Given request
Tally the lines containing the word "styles" and give the total alone.

-- START --

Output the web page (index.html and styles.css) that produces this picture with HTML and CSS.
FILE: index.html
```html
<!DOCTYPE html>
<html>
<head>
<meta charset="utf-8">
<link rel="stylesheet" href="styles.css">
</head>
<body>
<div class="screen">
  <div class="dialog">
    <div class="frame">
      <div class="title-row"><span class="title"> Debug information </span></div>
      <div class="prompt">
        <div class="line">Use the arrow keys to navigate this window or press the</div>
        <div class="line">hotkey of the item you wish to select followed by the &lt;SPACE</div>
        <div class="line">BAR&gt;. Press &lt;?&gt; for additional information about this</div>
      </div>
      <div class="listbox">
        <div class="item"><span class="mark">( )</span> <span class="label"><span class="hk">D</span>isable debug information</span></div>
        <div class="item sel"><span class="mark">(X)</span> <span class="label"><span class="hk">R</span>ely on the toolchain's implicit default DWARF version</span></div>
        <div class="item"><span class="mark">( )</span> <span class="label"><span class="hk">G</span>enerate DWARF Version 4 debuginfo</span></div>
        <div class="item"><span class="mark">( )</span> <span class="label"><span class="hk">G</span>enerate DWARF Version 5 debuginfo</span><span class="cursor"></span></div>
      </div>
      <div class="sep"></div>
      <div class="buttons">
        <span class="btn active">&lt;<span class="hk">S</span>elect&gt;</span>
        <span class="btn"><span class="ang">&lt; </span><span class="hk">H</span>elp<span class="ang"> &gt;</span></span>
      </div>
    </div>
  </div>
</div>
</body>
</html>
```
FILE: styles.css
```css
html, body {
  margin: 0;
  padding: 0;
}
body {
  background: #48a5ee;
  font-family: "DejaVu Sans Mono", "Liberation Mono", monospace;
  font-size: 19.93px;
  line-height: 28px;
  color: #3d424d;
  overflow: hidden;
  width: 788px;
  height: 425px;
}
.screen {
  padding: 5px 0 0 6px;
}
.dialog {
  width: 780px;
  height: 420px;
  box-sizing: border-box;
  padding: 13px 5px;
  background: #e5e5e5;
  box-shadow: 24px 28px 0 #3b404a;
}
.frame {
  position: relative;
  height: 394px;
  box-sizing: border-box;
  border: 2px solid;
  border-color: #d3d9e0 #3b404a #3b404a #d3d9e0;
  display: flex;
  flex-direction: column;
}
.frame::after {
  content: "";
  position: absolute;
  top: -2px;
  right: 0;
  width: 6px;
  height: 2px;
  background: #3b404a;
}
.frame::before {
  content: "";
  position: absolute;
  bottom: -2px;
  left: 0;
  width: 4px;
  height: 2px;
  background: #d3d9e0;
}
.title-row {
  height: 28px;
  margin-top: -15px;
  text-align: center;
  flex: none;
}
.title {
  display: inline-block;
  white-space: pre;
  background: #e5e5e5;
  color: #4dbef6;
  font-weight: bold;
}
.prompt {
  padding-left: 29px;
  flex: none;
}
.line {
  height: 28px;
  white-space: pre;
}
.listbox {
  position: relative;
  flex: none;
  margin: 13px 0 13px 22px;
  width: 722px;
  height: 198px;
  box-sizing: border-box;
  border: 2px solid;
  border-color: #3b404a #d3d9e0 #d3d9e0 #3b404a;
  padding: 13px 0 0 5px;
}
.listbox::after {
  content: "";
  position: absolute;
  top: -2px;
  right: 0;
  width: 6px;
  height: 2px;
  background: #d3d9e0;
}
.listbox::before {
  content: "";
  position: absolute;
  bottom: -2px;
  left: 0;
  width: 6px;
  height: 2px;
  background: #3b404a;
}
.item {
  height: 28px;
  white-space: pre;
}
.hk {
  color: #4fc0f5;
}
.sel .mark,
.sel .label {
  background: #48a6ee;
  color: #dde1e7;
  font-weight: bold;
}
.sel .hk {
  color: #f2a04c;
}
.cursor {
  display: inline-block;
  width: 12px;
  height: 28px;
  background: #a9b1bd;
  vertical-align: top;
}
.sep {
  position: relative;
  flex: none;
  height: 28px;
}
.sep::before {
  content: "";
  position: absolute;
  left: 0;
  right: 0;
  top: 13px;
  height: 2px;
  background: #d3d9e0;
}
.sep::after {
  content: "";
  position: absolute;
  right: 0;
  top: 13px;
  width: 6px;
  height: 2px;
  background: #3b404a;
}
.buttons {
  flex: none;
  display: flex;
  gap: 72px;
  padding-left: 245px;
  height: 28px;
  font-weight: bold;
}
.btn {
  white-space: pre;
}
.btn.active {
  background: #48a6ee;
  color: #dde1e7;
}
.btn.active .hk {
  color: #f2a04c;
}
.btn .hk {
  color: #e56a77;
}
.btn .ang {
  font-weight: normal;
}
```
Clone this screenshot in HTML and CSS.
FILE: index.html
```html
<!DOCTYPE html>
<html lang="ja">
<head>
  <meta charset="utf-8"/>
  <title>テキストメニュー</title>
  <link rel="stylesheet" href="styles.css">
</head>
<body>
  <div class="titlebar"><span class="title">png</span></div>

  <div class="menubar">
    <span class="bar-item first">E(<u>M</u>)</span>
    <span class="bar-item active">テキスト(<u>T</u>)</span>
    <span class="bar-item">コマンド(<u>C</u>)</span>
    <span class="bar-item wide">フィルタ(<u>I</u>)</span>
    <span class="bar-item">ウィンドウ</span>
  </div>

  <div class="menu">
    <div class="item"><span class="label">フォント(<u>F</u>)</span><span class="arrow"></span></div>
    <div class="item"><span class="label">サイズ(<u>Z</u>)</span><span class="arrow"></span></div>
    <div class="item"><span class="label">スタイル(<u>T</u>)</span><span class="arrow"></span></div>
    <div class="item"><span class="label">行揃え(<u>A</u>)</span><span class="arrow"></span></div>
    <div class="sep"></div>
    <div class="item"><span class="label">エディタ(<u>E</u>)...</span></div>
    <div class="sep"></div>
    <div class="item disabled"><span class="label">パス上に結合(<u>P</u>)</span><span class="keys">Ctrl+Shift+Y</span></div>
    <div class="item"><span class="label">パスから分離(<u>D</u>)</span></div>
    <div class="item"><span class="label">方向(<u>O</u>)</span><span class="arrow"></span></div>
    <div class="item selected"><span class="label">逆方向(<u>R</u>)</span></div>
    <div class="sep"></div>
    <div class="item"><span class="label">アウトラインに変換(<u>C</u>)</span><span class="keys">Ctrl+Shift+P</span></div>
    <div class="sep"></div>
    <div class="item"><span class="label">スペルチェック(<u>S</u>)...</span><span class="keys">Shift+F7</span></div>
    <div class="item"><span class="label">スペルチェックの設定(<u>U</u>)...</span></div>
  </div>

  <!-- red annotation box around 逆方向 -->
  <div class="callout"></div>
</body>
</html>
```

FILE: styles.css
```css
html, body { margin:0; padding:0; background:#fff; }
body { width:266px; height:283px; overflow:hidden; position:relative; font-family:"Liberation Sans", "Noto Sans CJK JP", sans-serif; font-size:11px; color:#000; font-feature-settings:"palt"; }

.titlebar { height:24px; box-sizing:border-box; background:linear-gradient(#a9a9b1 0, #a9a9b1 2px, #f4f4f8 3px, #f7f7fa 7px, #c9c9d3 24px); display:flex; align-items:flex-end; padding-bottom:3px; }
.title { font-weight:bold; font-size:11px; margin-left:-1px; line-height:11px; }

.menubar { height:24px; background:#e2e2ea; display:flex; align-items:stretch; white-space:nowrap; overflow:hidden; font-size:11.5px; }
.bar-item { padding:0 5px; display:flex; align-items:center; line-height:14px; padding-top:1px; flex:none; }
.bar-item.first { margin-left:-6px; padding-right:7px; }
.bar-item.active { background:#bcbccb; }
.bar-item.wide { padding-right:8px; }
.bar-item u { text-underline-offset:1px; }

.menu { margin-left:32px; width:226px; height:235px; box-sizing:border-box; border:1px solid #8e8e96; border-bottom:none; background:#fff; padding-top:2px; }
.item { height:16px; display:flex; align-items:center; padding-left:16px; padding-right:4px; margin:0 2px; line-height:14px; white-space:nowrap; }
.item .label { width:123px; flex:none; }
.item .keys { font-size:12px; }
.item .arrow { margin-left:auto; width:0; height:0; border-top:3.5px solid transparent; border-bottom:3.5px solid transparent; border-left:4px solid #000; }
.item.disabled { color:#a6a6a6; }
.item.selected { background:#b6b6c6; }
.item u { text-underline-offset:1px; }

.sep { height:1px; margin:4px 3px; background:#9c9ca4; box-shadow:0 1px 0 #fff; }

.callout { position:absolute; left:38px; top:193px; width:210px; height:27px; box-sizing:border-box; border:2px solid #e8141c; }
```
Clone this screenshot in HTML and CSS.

-- END --

Exercise output
5